I think the worldview problem with measuring inflation in terms of CPI (consumer price index) is that it presupposes that inflation is some kind of natural, inevitable aspect of any "normal" economy. If anything, money which is denominated in terms of some sufficiently costly to produce commodity, such as precious metals, should on balance be deflationary. If a quarter piece of gold could buy a week's worth of groceries in 1900, the same amount of gold should be able to purchase much more groceries today because, despite the modest increase in the world's gold supply in the last 100 years, the technological innovations which drive down the cost of producing food have followed an exponential curve that makes the world's gold supply look flat by comparison.
I expect that an empirical study could be performed to vindicate this view by estimating the amount of consumer goods which could be purchased with a unit of gold in 1900 versus the same unit of gold today.
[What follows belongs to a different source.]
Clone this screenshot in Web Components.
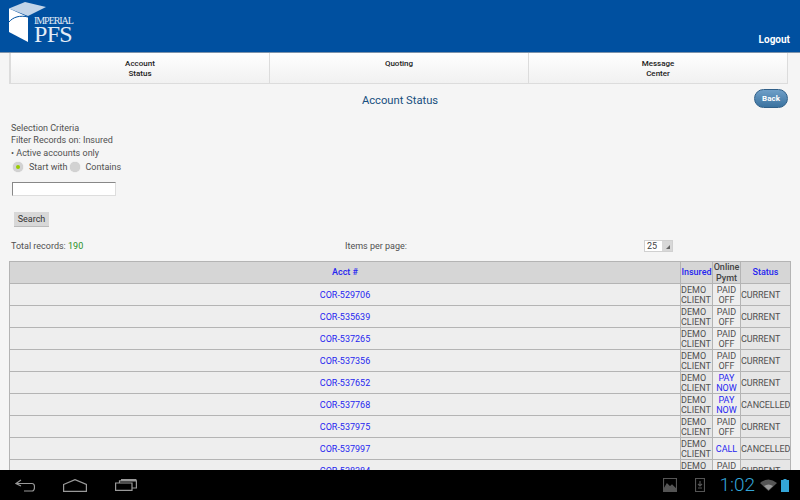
<!DOCTYPE html>
<html>
<head>
<meta charset="utf-8">
<title>Account Status</title>
<style>
  html, body { margin: 0; height: 100%; overflow: hidden; }
  body { display: flex; flex-direction: column; width: 800px; height: 500px; font-family: Roboto, sans-serif; background: #f5f5f5; color: #505050; }
  pfs-main { flex: 1; min-height: 0; overflow: hidden; }
</style>
</head>
<body>
<pfs-header></pfs-header>
<pfs-main>
  <pfs-tabs></pfs-tabs>
  <pfs-title>Account Status</pfs-title>
  <pfs-filter></pfs-filter>
  <pfs-pager></pfs-pager>
  <pfs-accounts></pfs-accounts>
</pfs-main>
<pfs-navbar></pfs-navbar>
<script>
  function shadow(el, html) {
    el.attachShadow({ mode: "open" }).innerHTML = html;
  }

  class PfsHeader extends HTMLElement {
    connectedCallback() {
      shadow(this, `
        <style>
          :host { display: flex; justify-content: space-between; height: 52px; background: #0050a0; color: #fff; padding: 0 10px 0 9px; box-shadow: 0 1px 0 #7d93ab; position: relative; }
          .logo { display: flex; padding-top: 2px; }
          svg { display: block; width: 38px; height: 41px; }
          .name { font-family: "Liberation Serif", serif; color: #e4ecf6; padding-top: 14px; margin-left: -13px; }
          .small { font-size: 10px; line-height: 10px; letter-spacing: -1.05px; }
          .big { font-size: 24px; line-height: 17px; letter-spacing: -.7px; }
          .logout { align-self: flex-end; font-size: 10px; font-weight: 700; line-height: 13px; padding-bottom: 6px; }
        </style>
        <div class="logo">
          <svg viewBox="0 0 38 41">
            <path d="M0 6.5 L16 0 L37 5 L19 14 Z" fill="#c2d4e8"/>
            <path d="M0 6.5 L19 15 V40 L0 30 Z" fill="#fff"/>
            <path d="M0 20 C4 15 11 13 19 15" fill="none" stroke="#0050a0" stroke-width="1"/>
          </svg>
          <div class="name"><div class="small">IMPERIAL</div><div class="big">PFS</div></div>
        </div>
        <span class="logout">Logout</span>
      `);
    }
  }

  class PfsTabs extends HTMLElement {
    connectedCallback() {
      shadow(this, `
        <style>
          :host { display: grid; grid-template-columns: 1fr 1fr 1fr; margin: 0 12px 0 9px; height: 32px; background: linear-gradient(#fff, #f1f1f1); border: 1px solid #dcdcdc; border-top: 0; box-sizing: border-box; font-size: 8px; font-weight: 500; color: #222; text-align: center; line-height: 9.5px; }
          div { padding-top: 7px; border-left: 1px solid #dcdcdc; }
          div:first-child { border-left: 0; }
        </style>
        <div>Account<br>Status</div>
        <div>Quoting</div>
        <div>Message<br>Center</div>
      `);
    }
  }

  class PfsTitle extends HTMLElement {
    connectedCallback() {
      shadow(this, `
        <style>
          :host { display: block; position: relative; height: 33px; text-align: center; font-size: 11.2px; line-height: 33px; color: #174f7f; }
          button { position: absolute; right: 12px; top: 5px; width: 34px; height: 19px; padding: 0; border: 1px solid #2f5f88; border-radius: 10px; background: linear-gradient(#6f9fc8, #3a729f); color: #fff; font: 700 8px Roboto, sans-serif; }
        </style>
        <slot></slot><button>Back</button>
      `);
    }
  }

  class PfsFilter extends HTMLElement {
    connectedCallback() {
      shadow(this, `
        <style>
          :host { display: block; padding: 4.6px 0 0 11px; font-size: 9px; line-height: 12.5px; color: #505050; height: 121px; box-sizing: border-box; }
          .radios { display: flex; align-items: center; height: 16px; padding-left: 2px; }
          .radio { width: 10px; height: 10px; border-radius: 50%; background: #d2d2d2; display: flex; align-items: center; justify-content: center; margin-right: 5px; box-shadow: 0 0 1px #bbb; }
          .radio.on { margin-right: 6px; }
          .radio.on::after { content: ""; width: 4px; height: 4px; border-radius: 50%; background: #9c0; }
          .radios span { margin-right: 3px; }
          input { display: block; width: 104px; height: 14px; box-sizing: border-box; margin: 7px 0 0 1px; border: 1px solid #ddd; border-top-color: #888; border-left-color: #888; background: #fff; padding: 0; }
          button { display: block; margin: 16px 0 0 3px; width: 35px; height: 14px; padding: 0; border: 0; background: #d8d8d8; box-shadow: 0 1px 0 #bbb; font: 9px Roboto, sans-serif; color: #333; }
        </style>
        <div>Selection Criteria</div>
        <div>Filter Records on: Insured</div>
        <div>• Active accounts only</div>
        <div class="radios"><i class="radio on"></i><span>Start with</span><i class="radio"></i><span>Contains</span></div>
        <input type="text">
        <button>Search</button>
      `);
    }
  }

  class PfsPager extends HTMLElement {
    connectedCallback() {
      shadow(this, `
        <style>
          :host { display: grid; grid-template-columns: 334px 299px auto; align-items: center; height: 15px; padding: 0 0 0 11px; font-size: 9px; color: #505050; margin-bottom: 8px; }
          b { font-weight: 400; color: #1f8f1f; }
          .select { width: 29px; height: 12px; box-sizing: border-box; border: 1px solid #d0d0d0; background: linear-gradient(to right, #fff 62%, #d8d8d8 62%); padding-left: 2px; line-height: 10px; position: relative; color: #444; }
          .select::after { content: ""; position: absolute; right: 2px; bottom: 2px; border: 2.5px solid transparent; border-right-color: #666; border-bottom-color: #666; }
        </style>
        <span>Total records: <b>190</b></span>
        <span>Items per page:</span>
        <div class="select">25</div>
      `);
    }
  }

  const ACCOUNTS = [
    ["COR-529706", "PAID OFF", "CURRENT"],
    ["COR-535639", "PAID OFF", "CURRENT"],
    ["COR-537265", "PAID OFF", "CURRENT"],
    ["COR-537356", "PAID OFF", "CURRENT"],
    ["COR-537652", "PAY NOW", "CURRENT"],
    ["COR-537768", "PAY NOW", "CANCELLED"],
    ["COR-537975", "PAID OFF", "CURRENT"],
    ["COR-537997", "CALL", "CANCELLED"],
    ["COR-538384", "PAID OFF", "CURRENT"],
  ];

  class PfsAccounts extends HTMLElement {
    connectedCallback() {
      const rows = ACCOUNTS.map(([acct, pay, status]) => `
        <tr>
          <td class="acct"><a>${acct}</a></td>
          <td class="ins">DEMO CLIENT</td>
          <td class="pay">${pay === "PAID OFF" ? pay : `<a>${pay}</a>`}</td>
          <td class="st">${status}</td>
        </tr>`).join("");
      shadow(this, `
        <style>
          :host { display: block; margin: 0 10px 0 9px; font-size: 9px; color: #505050; }
          table { border-collapse: collapse; table-layout: fixed; width: 781px; background: #eee; }
          th, td { border: 1px solid #b4b4b4; padding: 0; text-align: center; line-height: 10px; overflow: hidden; }
          th { height: 21px; line-height: 10.5px; background: #d6d6d6; font-weight: 500; color: #444; }
          td { height: 21px; }
          a { color: #2626f0; }
          td.ins, td.st { background: #e6e6e6; text-align: left; }
          td.st { white-space: nowrap; letter-spacing: -.05px; }
        </style>
        <table>
          <colgroup><col style="width:671px"><col style="width:32px"><col style="width:28px"><col style="width:50px"></colgroup>
          <tr><th><a>Acct #</a></th><th><a>Insured</a></th><th>Online Pymt</th><th><a>Status</a></th></tr>
          ${rows}
        </table>
      `);
    }
  }

  class PfsNavbar extends HTMLElement {
    connectedCallback() {
      shadow(this, `
        <style>
          :host { display: flex; align-items: center; flex: none; height: 30px; background: #000; position: relative; padding: 0 11px 0 15px; }
          svg { display: block; fill: none; stroke: #999; stroke-width: 1.2; }
          .keys { display: flex; gap: 28px; flex: 1; }
          .tray { display: flex; align-items: center; }
          .time { font-size: 19px; color: #33a5d8; line-height: 20px; margin: 0 5px 0 14px; font-weight: 300; }
        </style>
        <div class="keys">
          <svg width="20" height="13" viewBox="0 0 20 13"><path d="M6 1 L1 4.5 L6 7 M1 4.5 H17 Q19.5 4.5 19.5 8 Q19.5 12 17 12 H9"/></svg>
          <svg width="24" height="13" viewBox="0 0 24 13"><path d="M.6 5.5 L12 .6 L23.4 5.5 V12.4 H.6 Z"/></svg>
          <svg width="22" height="12" viewBox="0 0 22 12"><path d="M.6 4 H17 V11.4 H.6 Z M4.5 4 V1.8 H21.4 V9 H17 M6 .6 H21.4"/></svg>
        </div>
        <div class="tray">
          <svg width="14" height="14" viewBox="0 0 14 14" style="stroke:#555;margin-right:18px"><path d="M.5.5 H13.5 V13.5 H.5 Z"/><path d="M1 11 L4 6 L7 9 L9 7 L13 11 V13 H1 Z" fill="#555"/></svg>
          <svg width="10" height="14" viewBox="0 0 10 14" style="stroke:#555"><path d="M.5.5 H9.5 V13.5 H.5 Z M5 3 V8 M3 6 L5 8 L7 6 M3 10 H7"/></svg>
          <span class="time">1:02</span>
          <svg width="17" height="12" viewBox="0 0 17 12" style="stroke:none;margin-right:4px"><path d="M0 4 Q8.5 -3 17 4 L8.5 12 Z" fill="#555"/><path d="M4 7 Q8.5 4 13 7 L8.5 11 Z" fill="#999"/></svg>
          <svg width="8" height="13" viewBox="0 0 8 13" style="stroke:none"><path d="M2.5 0 H5.5 V1 H8 V13 H0 V1 H2.5 Z" fill="#33a5d8"/></svg>
        </div>
      `);
    }
  }

  customElements.define("pfs-header", PfsHeader);
  customElements.define("pfs-tabs", PfsTabs);
  customElements.define("pfs-title", PfsTitle);
  customElements.define("pfs-filter", PfsFilter);
  customElements.define("pfs-pager", PfsPager);
  customElements.define("pfs-accounts", PfsAccounts);
  customElements.define("pfs-navbar", PfsNavbar);
</script>
</body>
</html>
And this neglects the increase in the number of available purchasing options facing consumers that enables them to purchase what they want, not just the quantities they want.
I have been thinking about why the government (and the central banking system) can engage in inflationary policies without people minding and I don't think it's just that inflation is difficult to understand, because it's not really that hard to understand. I suspect that a more important reason is that it is human nature to form our future expectations on the basis of our past experiences. In the presence of exponential economic growth, this means that people's expectations of their future wealth will, on balance, be too low. If you grew up in the late nineteenth century, automobile transportation - which we take for granted to the extent that we treat it as a basic necessity (just look at all the hand-wringing about oil prices) - would have probably seemed an exotic luxury and the development of jet transportation was simply inconceivable and unforeseeable.
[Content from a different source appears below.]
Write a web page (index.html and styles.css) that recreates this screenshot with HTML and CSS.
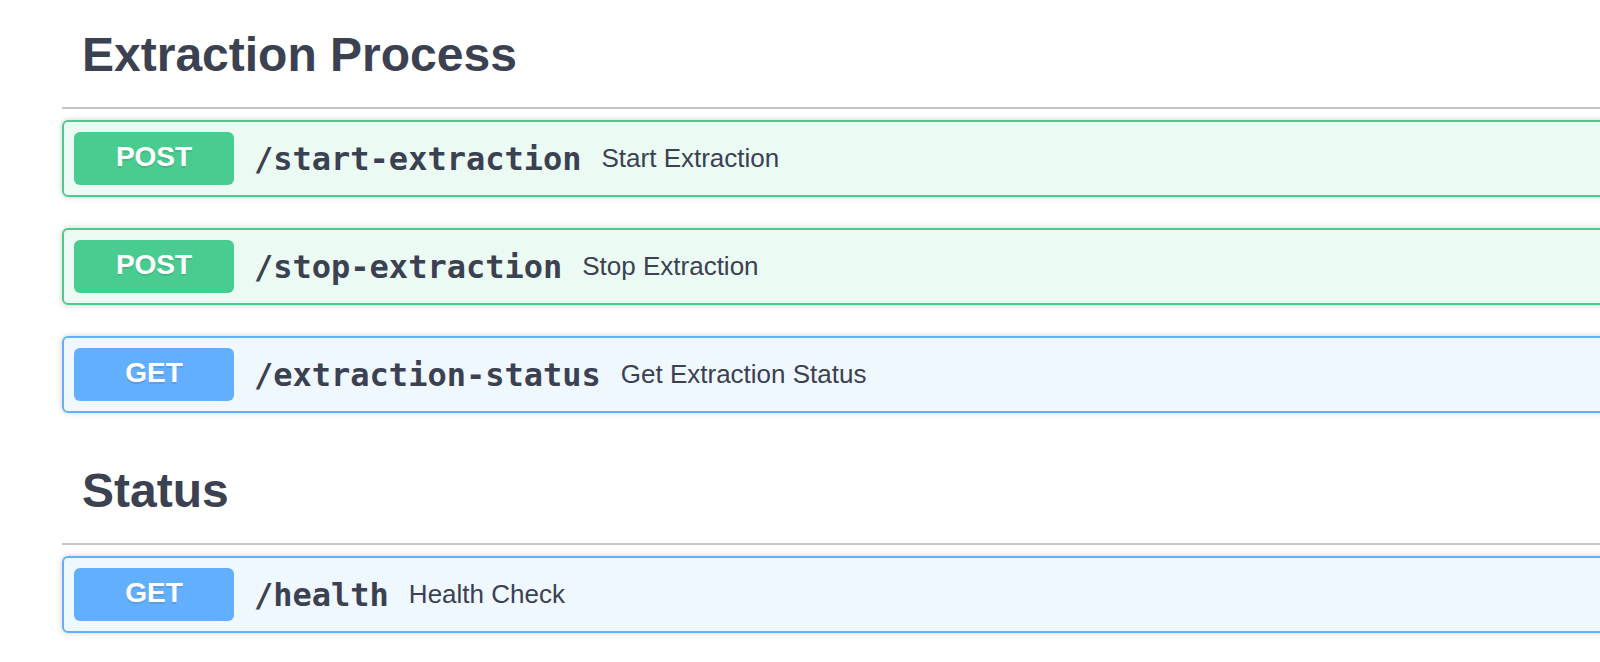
FILE: index.html
```html
<!DOCTYPE html>
<html lang="en">
<head>
<meta charset="utf-8">
<title>API</title>
<link rel="stylesheet" href="styles.css">
</head>
<body>
<div class="page">
  <section class="tag-section">
    <h3 class="tag">Extraction Process</h3>
    <div class="ops">
      <div class="op op-post">
        <span class="method">POST</span>
        <span class="path">/start-extraction</span>
        <span class="desc">Start Extraction</span>
      </div>
      <div class="op op-post">
        <span class="method">POST</span>
        <span class="path">/stop-extraction</span>
        <span class="desc">Stop Extraction</span>
      </div>
      <div class="op op-get">
        <span class="method">GET</span>
        <span class="path">/extraction-status</span>
        <span class="desc">Get Extraction Status</span>
      </div>
    </div>
  </section>
  <section class="tag-section">
    <h3 class="tag">Status</h3>
    <div class="ops">
      <div class="op op-get">
        <span class="method">GET</span>
        <span class="path">/health</span>
        <span class="desc">Health Check</span>
      </div>
    </div>
  </section>
</div>
</body>
</html>
```
FILE: styles.css
```css
html, body {
  margin: 0;
  padding: 0;
  background: #ffffff;
  overflow: hidden;
}

.page {
  box-sizing: border-box;
  width: 1660px;
  padding: 8px 0 0 62px;
}

.tag {
  margin: 0;
  padding: 19px 40px 24px 20px;
  font-family: "Liberation Sans", Arial, sans-serif;
  font-weight: 700;
  font-size: 48px;
  line-height: 56px;
  color: #3b4151;
  border-bottom: 2px solid rgba(59, 65, 81, 0.3);
}

.ops {
  padding-top: 11px;
}

.op {
  display: flex;
  align-items: center;
  padding: 10px;
  border: 2px solid;
  border-radius: 6px;
  box-shadow: 0 0 6px rgba(0, 0, 0, 0.19);
  margin-bottom: 31px;
}

.op-post {
  border-color: #49cc90;
  background: rgba(73, 204, 144, 0.1);
}

.op-get {
  border-color: #61affe;
  background: rgba(97, 175, 254, 0.1);
}

.method {
  box-sizing: border-box;
  min-width: 160px;
  height: 53px;
  padding-bottom: 3px;
  text-align: center;
  font-family: "Liberation Sans", Arial, sans-serif;
  font-weight: 700;
  font-size: 28px;
  line-height: 50px;
  color: #ffffff;
  border-radius: 6px;
  text-shadow: 0 2px 0 rgba(0, 0, 0, 0.1);
}

.op-post .method {
  background: #49cc90;
}

.op-get .method {
  background: #61affe;
}

.path {
  padding: 0 20px;
  font-family: "DejaVu Sans Mono", "Liberation Mono", monospace;
  font-weight: 700;
  font-size: 32px;
  color: #3b4151;
}

.desc {
  font-family: "Liberation Sans", Arial, sans-serif;
  font-size: 26px;
  color: #3b4151;
}
```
As remarkable as our past growth has already been, the trends indicate that we should continue to expect accelerating exponential economic growth for the foreseeable future. But most people, when polled, have a gloomy outlook about their economic future, expecting to be worse off in the near future than they are today. The reality is that as the world becomes more connected, trading in the world market will result in a massive decrease in consumer product costs (making us all wealthier) even if there are no future technological innovations. But we also have good reason to expect future technological innovations, the most spectacular of which will probably come from the fields of medicine and biology.
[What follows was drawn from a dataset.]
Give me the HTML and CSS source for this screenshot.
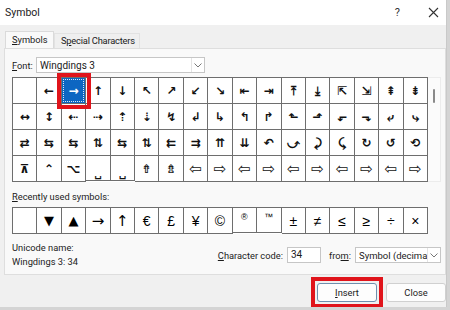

This means that, while the opportunity cost of hiding money under your mattress is always non-zero (it could have been loaned out and earned interest on capital investments) this should not result in a loss in real purchasing power unless that currency is being diluted by expansion of its supply. In other words, if you hid $1000 of gold under your mattress in 1900, it would have missed out on the growth opportunities of capital investment (at a modest 4% growth rate, it could be worth $50,000 - in 1900 dollars - today), but that gold would still be able to purchase many times more consumer goods today than it could have in 1900 because consumer goods have become so much less expensive. If, on the other hand, you hid $1000 USD under your mattress, you could purchase far fewer consumer goods with it today than you could have in 1900. Unfortunately, I think we don't appropriately distinguish between opportunity cost (which causes uninvested money to become less valuable relative to invested money over time) and inflation (which causes money to become less absolutely valuable over time).